Member of the National Council
- In office 28 October 2008 – 8 November 2017
- Constituency: 9D Wien Süd

Personal details
- Born: 18 November 1960 Vienna, Austria
- Died: 22 November 2019 (aged 59)
- Party: Freedom Party of Austria
- Alma mater: University of Vienna

= Andreas Karlsböck =

Austrian politician (1960–2019)

Andreas F. Karlsböck (18 November 1960 – 22 November 2019) was an Austrian politician. He was a Member of the National Council for the Freedom Party of Austria (FPÖ) from 2008 to 2017.

==Biography==
Karlsböck was born on 18 November 1960 in Vienna where he was raised. In 1979, he entered the University of Vienna, where he studied medicine.

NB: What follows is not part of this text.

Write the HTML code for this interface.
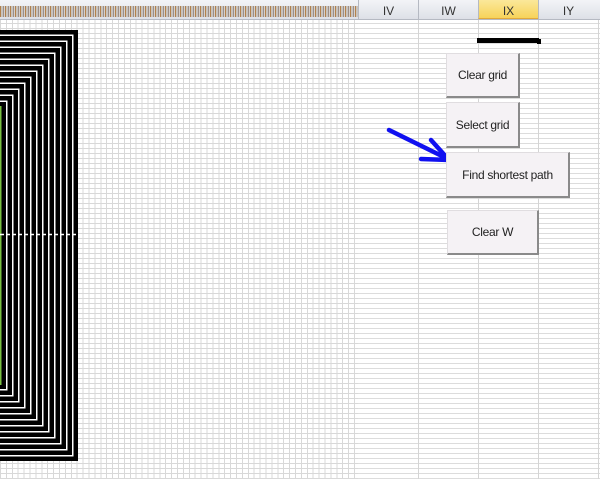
<!DOCTYPE html>
<html><head><meta charset="utf-8"><style>
body{margin:0;width:600px;height:479px;overflow:hidden;background:#fff;font-family:"Liberation Sans",sans-serif;position:relative}
.hdr{position:absolute;top:0;left:0;width:600px;height:19px;background:linear-gradient(#f3f4f7,#dde0e7);border-bottom:1px solid #b5b9c2}
.ticks{position:absolute;top:6px;left:0;width:358px;height:11px;background:repeating-linear-gradient(90deg,#b3814a 0 1px,#c9c3bd 1px 3px,#9a8f8a 3px 4px,#d6d0cc 4px 5px)}
.col{position:absolute;top:0;height:19px;width:59px;border-left:1px solid #b5b9c2;text-align:center;line-height:22px;font-size:12px;color:#333}
.gridL{position:absolute;top:20px;left:0;width:358px;height:459px;background-color:#fff;background-image:repeating-linear-gradient(90deg,#d8d8d8 0 1px,transparent 1px 5.9px),repeating-linear-gradient(0deg,#d8d8d8 0 1px,transparent 1px 5px)}
.gridR{position:absolute;top:20px;left:358px;width:242px;height:459px;background-color:#fff;background-image:repeating-linear-gradient(0deg,#dcdcdc 0 1px,transparent 1px 5px)}
.vl{position:absolute;top:20px;width:1px;height:459px;background:#d4d4d4}
.btn{position:absolute;background:#f5f2f5;border:1px solid #e0dde0;border-right:2px solid #8a8a8a;border-bottom:2px solid #8a8a8a;font-family:"Liberation Sans",sans-serif;font-size:12px;letter-spacing:-0.3px;color:#222;text-align:center;box-sizing:border-box}
</style></head><body>
<div class="hdr"><div class="ticks"></div></div>
<div class="col" style="left:358px">IV</div>
<div class="col" style="left:418px">IW</div>
<div class="col" style="left:478px;background:linear-gradient(#fbe89a,#f7d35a);border-bottom:1px solid #e2a93a;height:18px">IX</div>
<div class="col" style="left:538px">IY</div>
<div class="gridL"></div>
<div class="gridR"></div>
<div class="vl" style="left:418px"></div><div class="vl" style="left:478px"></div><div class="vl" style="left:538px"></div><div class="vl" style="left:598px"></div>
<svg style="position:absolute;left:0;top:0" width="600" height="479">
<g>
<rect x="-10" y="30" width="88" height="431" fill="#000"/><rect x="-10" y="34.5" width="83.5" height="422" fill="#fff"/>
<rect x="-10" y="36" width="82" height="419" fill="#000"/><rect x="-10" y="40.5" width="77.5" height="410" fill="#fff"/>
<rect x="-10" y="42" width="76" height="407" fill="#000"/><rect x="-10" y="46.5" width="71.5" height="398" fill="#fff"/>
<rect x="-10" y="48" width="70" height="395" fill="#000"/><rect x="-10" y="52.5" width="65.5" height="386" fill="#fff"/>
<rect x="-10" y="54" width="64" height="383" fill="#000"/><rect x="-10" y="58.5" width="59.5" height="374" fill="#fff"/>
<rect x="-10" y="60" width="58" height="371" fill="#000"/><rect x="-10" y="64.5" width="53.5" height="362" fill="#fff"/>
<rect x="-10" y="66" width="52" height="359" fill="#000"/><rect x="-10" y="70.5" width="47.5" height="350" fill="#fff"/>
<rect x="-10" y="72" width="46" height="347" fill="#000"/><rect x="-10" y="76.5" width="41.5" height="338" fill="#fff"/>
<rect x="-10" y="78" width="40" height="335" fill="#000"/><rect x="-10" y="82.5" width="35.5" height="326" fill="#fff"/>
<rect x="-10" y="84" width="34" height="323" fill="#000"/><rect x="-10" y="88.5" width="29.5" height="314" fill="#fff"/>
<rect x="-10" y="90" width="28" height="311" fill="#000"/><rect x="-10" y="94.5" width="23.5" height="302" fill="#fff"/>
<rect x="-10" y="96" width="22" height="299" fill="#000"/><rect x="-10" y="100.5" width="17.5" height="290" fill="#fff"/>
<rect x="-10" y="102" width="16" height="287" fill="#000"/><rect x="-10" y="106.5" width="11.5" height="278" fill="#fff"/>
<rect x="-10" y="108" width="10" height="275" fill="#000"/>
</g>
<rect x="0" y="106" width="1.5" height="279" fill="#7ac142"/>
<line x1="0" y1="234.5" x2="79" y2="234.5" stroke="#fff" stroke-width="1.5" stroke-dasharray="4 2"/>
<rect x="477" y="38" width="62" height="5" fill="#000"/>
<rect x="537" y="39" width="4" height="5" fill="#000"/>
<g stroke="#1010f0" stroke-width="4.5" fill="none" stroke-linecap="round" stroke-linejoin="round">
<line x1="389" y1="130" x2="448" y2="159"/>
<polyline points="431,140 449,160 421,159"/>
</g>
</svg>
<div class="btn" style="left:446px;top:53px;width:74px;height:45px;line-height:43px">Clear grid</div>
<div class="btn" style="left:446px;top:102px;width:74px;height:46px;line-height:44px">Select grid</div>
<div class="btn" style="left:446px;top:152px;width:124px;height:46px;line-height:44px">Find shortest path</div>
<div class="btn" style="left:447px;top:210px;width:92px;height:45px;line-height:43px">Clear W</div>
</body></html>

He graduated in 1985 and went on to become a dental, oral and maxillofacial surgeon.

He joined the Freedom Party of Austria in 1992 and become a member of his district council in Vienna. In the 2008 Austrian legislative election, the FPÖ increased its representation in the National Council and Karlsböck won a seat in parliament.

Karlsböck was among several members of the FPÖ invited to the inauguration of President Donald Trump in 2017.

In 2016, the Vienna prosecutors opened an investigation of allegations that Karlsböck beat a woman with whom he had a relationship 20 to 30 times and holding a pillow over her face.

He left parliament after the 2017 Austrian legislative election. Although he had been re-elected, Karlsböck stepped down due to ill health. He had suffered from a serious illness since 2015. The disease recurred in 2017. Karlsböck died on 22 November 2019.